[Pages as source code]
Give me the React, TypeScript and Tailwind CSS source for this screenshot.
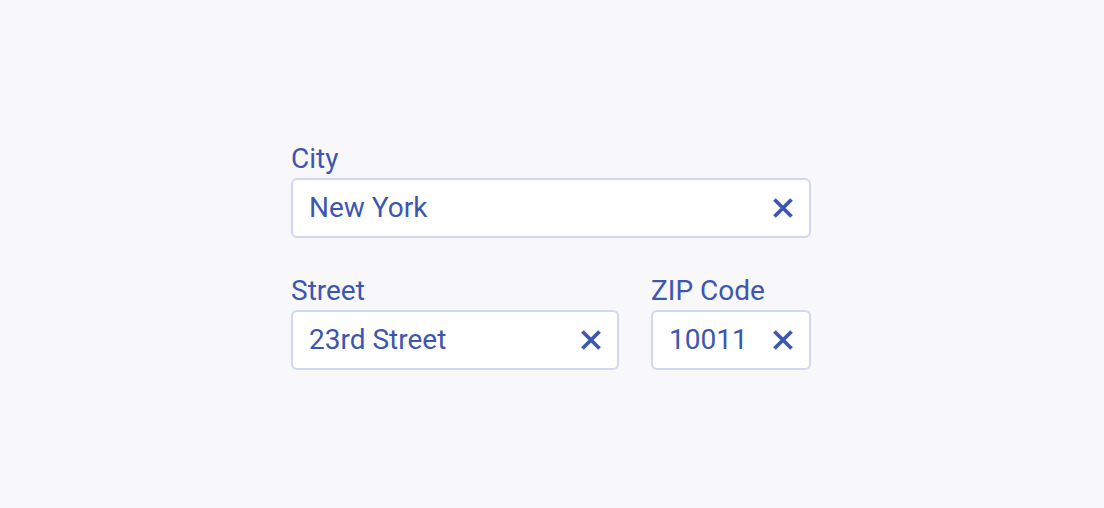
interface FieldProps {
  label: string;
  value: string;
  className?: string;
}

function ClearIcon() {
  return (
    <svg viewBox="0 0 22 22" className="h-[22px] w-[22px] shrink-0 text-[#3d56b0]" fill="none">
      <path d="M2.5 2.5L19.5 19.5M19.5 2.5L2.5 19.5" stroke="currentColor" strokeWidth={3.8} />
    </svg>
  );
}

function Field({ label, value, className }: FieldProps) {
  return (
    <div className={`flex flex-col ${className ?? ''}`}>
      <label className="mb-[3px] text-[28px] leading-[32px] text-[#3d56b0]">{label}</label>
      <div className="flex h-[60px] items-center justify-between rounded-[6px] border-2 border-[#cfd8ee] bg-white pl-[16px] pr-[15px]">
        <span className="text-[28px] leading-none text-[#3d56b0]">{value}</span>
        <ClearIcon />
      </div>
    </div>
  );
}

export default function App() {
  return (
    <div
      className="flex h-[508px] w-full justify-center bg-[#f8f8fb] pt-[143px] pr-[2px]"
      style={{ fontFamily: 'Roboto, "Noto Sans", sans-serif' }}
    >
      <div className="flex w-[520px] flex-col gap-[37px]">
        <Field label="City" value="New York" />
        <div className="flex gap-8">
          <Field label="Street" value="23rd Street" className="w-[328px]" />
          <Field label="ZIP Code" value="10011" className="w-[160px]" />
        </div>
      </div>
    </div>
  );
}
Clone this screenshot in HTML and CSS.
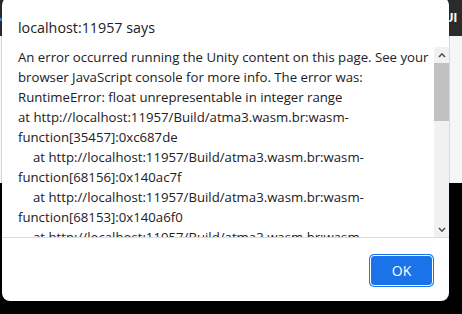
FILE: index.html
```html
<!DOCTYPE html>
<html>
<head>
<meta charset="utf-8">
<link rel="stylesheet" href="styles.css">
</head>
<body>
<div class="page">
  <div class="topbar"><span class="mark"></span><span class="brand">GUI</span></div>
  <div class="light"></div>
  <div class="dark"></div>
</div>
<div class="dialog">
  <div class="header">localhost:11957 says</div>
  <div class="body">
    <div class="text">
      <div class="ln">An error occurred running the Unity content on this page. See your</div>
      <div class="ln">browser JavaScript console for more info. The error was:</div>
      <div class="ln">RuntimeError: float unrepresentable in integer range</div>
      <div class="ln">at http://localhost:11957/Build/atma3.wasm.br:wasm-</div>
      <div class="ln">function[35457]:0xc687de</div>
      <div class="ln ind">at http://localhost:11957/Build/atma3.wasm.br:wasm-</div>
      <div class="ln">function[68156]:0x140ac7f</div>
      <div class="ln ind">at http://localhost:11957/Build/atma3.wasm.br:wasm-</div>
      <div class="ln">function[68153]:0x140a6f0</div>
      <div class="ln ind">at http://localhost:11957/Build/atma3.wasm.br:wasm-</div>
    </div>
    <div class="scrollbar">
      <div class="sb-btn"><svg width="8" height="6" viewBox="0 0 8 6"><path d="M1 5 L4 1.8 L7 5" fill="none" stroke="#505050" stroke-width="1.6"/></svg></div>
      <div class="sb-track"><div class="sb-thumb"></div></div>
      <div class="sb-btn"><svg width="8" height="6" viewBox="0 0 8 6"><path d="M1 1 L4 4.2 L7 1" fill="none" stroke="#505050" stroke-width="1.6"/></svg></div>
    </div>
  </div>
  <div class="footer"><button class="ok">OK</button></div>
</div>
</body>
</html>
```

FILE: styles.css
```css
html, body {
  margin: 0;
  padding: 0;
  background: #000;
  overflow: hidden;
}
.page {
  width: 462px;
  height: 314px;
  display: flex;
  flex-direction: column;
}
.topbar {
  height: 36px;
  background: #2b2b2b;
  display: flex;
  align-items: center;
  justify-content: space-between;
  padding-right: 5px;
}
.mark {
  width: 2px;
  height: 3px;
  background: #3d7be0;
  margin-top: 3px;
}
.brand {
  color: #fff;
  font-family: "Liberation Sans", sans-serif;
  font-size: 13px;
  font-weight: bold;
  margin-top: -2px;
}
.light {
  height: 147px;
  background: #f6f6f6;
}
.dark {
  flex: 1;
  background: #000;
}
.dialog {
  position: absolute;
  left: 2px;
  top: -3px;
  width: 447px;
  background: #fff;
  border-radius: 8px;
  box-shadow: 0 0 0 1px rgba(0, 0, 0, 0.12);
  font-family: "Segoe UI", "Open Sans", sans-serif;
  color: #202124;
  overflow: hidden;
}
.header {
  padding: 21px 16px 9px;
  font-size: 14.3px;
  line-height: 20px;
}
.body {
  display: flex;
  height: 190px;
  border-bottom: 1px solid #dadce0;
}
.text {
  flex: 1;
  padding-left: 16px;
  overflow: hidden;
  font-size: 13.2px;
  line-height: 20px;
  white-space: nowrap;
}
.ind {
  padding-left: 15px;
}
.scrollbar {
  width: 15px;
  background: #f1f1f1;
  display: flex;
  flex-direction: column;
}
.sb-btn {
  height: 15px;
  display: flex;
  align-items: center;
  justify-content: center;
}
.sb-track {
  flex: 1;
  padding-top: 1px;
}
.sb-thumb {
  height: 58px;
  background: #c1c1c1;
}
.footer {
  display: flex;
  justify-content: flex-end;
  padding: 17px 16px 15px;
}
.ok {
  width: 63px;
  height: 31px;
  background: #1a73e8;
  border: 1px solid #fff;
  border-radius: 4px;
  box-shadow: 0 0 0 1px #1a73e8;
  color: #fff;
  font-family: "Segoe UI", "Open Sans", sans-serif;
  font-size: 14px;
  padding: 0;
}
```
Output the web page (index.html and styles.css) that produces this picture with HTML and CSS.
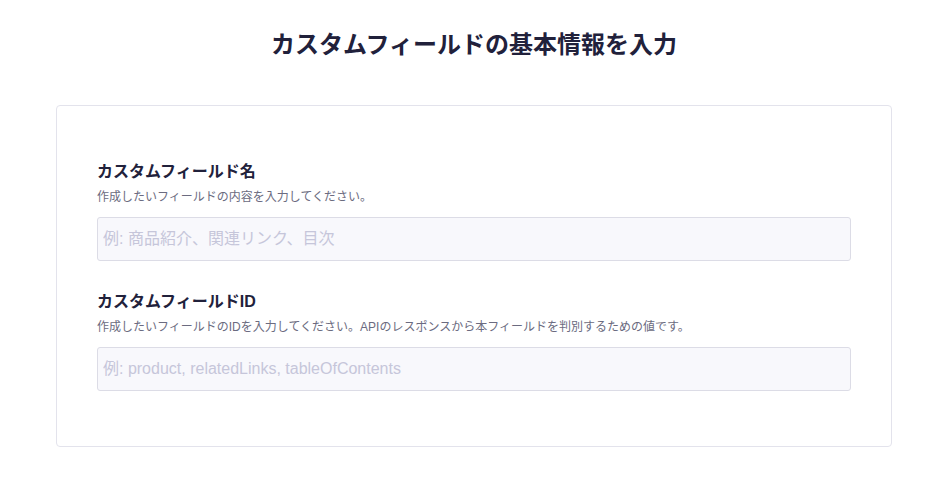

Exercise task – The data should be printed again unchanged; leave its pictures out.

Task output –
Give me the React, TypeScript and Tailwind CSS source for this screenshot.
interface FieldProps {
  label: string;
  value: string;
  className?: string;
}

function ClearIcon() {
  return (
    <svg viewBox="0 0 22 22" className="h-[22px] w-[22px] shrink-0 text-[#3d56b0]" fill="none">
      <path d="M2.5 2.5L19.5 19.5M19.5 2.5L2.5 19.5" stroke="currentColor" strokeWidth={3.8} />
    </svg>
  );
}

function Field({ label, value, className }: FieldProps) {
  return (
    <div className={`flex flex-col ${className ?? ''}`}>
      <label className="mb-[3px] text-[28px] leading-[32px] text-[#3d56b0]">{label}</label>
      <div className="flex h-[60px] items-center justify-between rounded-[6px] border-2 border-[#cfd8ee] bg-white pl-[16px] pr-[15px]">
        <span className="text-[28px] leading-none text-[#3d56b0]">{value}</span>
        <ClearIcon />
      </div>
    </div>
  );
}

export default function App() {
  return (
    <div
      className="flex h-[508px] w-full justify-center bg-[#f8f8fb] pt-[143px] pr-[2px]"
      style={{ fontFamily: 'Roboto, "Noto Sans", sans-serif' }}
    >
      <div className="flex w-[520px] flex-col gap-[37px]">
        <Field label="City" value="New York" />
        <div className="flex gap-8">
          <Field label="Street" value="23rd Street" className="w-[328px]" />
          <Field label="ZIP Code" value="10011" className="w-[160px]" />
        </div>
      </div>
    </div>
  );
}
Clone this screenshot in HTML and CSS.
FILE: index.html
```html
<!DOCTYPE html>
<html>
<head>
<meta charset="utf-8">
<link rel="stylesheet" href="styles.css">
</head>
<body>
<div class="page">
  <div class="topbar"><span class="mark"></span><span class="brand">GUI</span></div>
  <div class="light"></div>
  <div class="dark"></div>
</div>
<div class="dialog">
  <div class="header">localhost:11957 says</div>
  <div class="body">
    <div class="text">
      <div class="ln">An error occurred running the Unity content on this page. See your</div>
      <div class="ln">browser JavaScript console for more info. The error was:</div>
      <div class="ln">RuntimeError: float unrepresentable in integer range</div>
      <div class="ln">at http://localhost:11957/Build/atma3.wasm.br:wasm-</div>
      <div class="ln">function[35457]:0xc687de</div>
      <div class="ln ind">at http://localhost:11957/Build/atma3.wasm.br:wasm-</div>
      <div class="ln">function[68156]:0x140ac7f</div>
      <div class="ln ind">at http://localhost:11957/Build/atma3.wasm.br:wasm-</div>
      <div class="ln">function[68153]:0x140a6f0</div>
      <div class="ln ind">at http://localhost:11957/Build/atma3.wasm.br:wasm-</div>
    </div>
    <div class="scrollbar">
      <div class="sb-btn"><svg width="8" height="6" viewBox="0 0 8 6"><path d="M1 5 L4 1.8 L7 5" fill="none" stroke="#505050" stroke-width="1.6"/></svg></div>
      <div class="sb-track"><div class="sb-thumb"></div></div>
      <div class="sb-btn"><svg width="8" height="6" viewBox="0 0 8 6"><path d="M1 1 L4 4.2 L7 1" fill="none" stroke="#505050" stroke-width="1.6"/></svg></div>
    </div>
  </div>
  <div class="footer"><button class="ok">OK</button></div>
</div>
</body>
</html>
```

FILE: styles.css
```css
html, body {
  margin: 0;
  padding: 0;
  background: #000;
  overflow: hidden;
}
.page {
  width: 462px;
  height: 314px;
  display: flex;
  flex-direction: column;
}
.topbar {
  height: 36px;
  background: #2b2b2b;
  display: flex;
  align-items: center;
  justify-content: space-between;
  padding-right: 5px;
}
.mark {
  width: 2px;
  height: 3px;
  background: #3d7be0;
  margin-top: 3px;
}
.brand {
  color: #fff;
  font-family: "Liberation Sans", sans-serif;
  font-size: 13px;
  font-weight: bold;
  margin-top: -2px;
}
.light {
  height: 147px;
  background: #f6f6f6;
}
.dark {
  flex: 1;
  background: #000;
}
.dialog {
  position: absolute;
  left: 2px;
  top: -3px;
  width: 447px;
  background: #fff;
  border-radius: 8px;
  box-shadow: 0 0 0 1px rgba(0, 0, 0, 0.12);
  font-family: "Segoe UI", "Open Sans", sans-serif;
  color: #202124;
  overflow: hidden;
}
.header {
  padding: 21px 16px 9px;
  font-size: 14.3px;
  line-height: 20px;
}
.body {
  display: flex;
  height: 190px;
  border-bottom: 1px solid #dadce0;
}
.text {
  flex: 1;
  padding-left: 16px;
  overflow: hidden;
  font-size: 13.2px;
  line-height: 20px;
  white-space: nowrap;
}
.ind {
  padding-left: 15px;
}
.scrollbar {
  width: 15px;
  background: #f1f1f1;
  display: flex;
  flex-direction: column;
}
.sb-btn {
  height: 15px;
  display: flex;
  align-items: center;
  justify-content: center;
}
.sb-track {
  flex: 1;
  padding-top: 1px;
}
.sb-thumb {
  height: 58px;
  background: #c1c1c1;
}
.footer {
  display: flex;
  justify-content: flex-end;
  padding: 17px 16px 15px;
}
.ok {
  width: 63px;
  height: 31px;
  background: #1a73e8;
  border: 1px solid #fff;
  border-radius: 4px;
  box-shadow: 0 0 0 1px #1a73e8;
  color: #fff;
  font-family: "Segoe UI", "Open Sans", sans-serif;
  font-size: 14px;
  padding: 0;
}
```
Output the web page (index.html and styles.css) that produces this picture with HTML and CSS.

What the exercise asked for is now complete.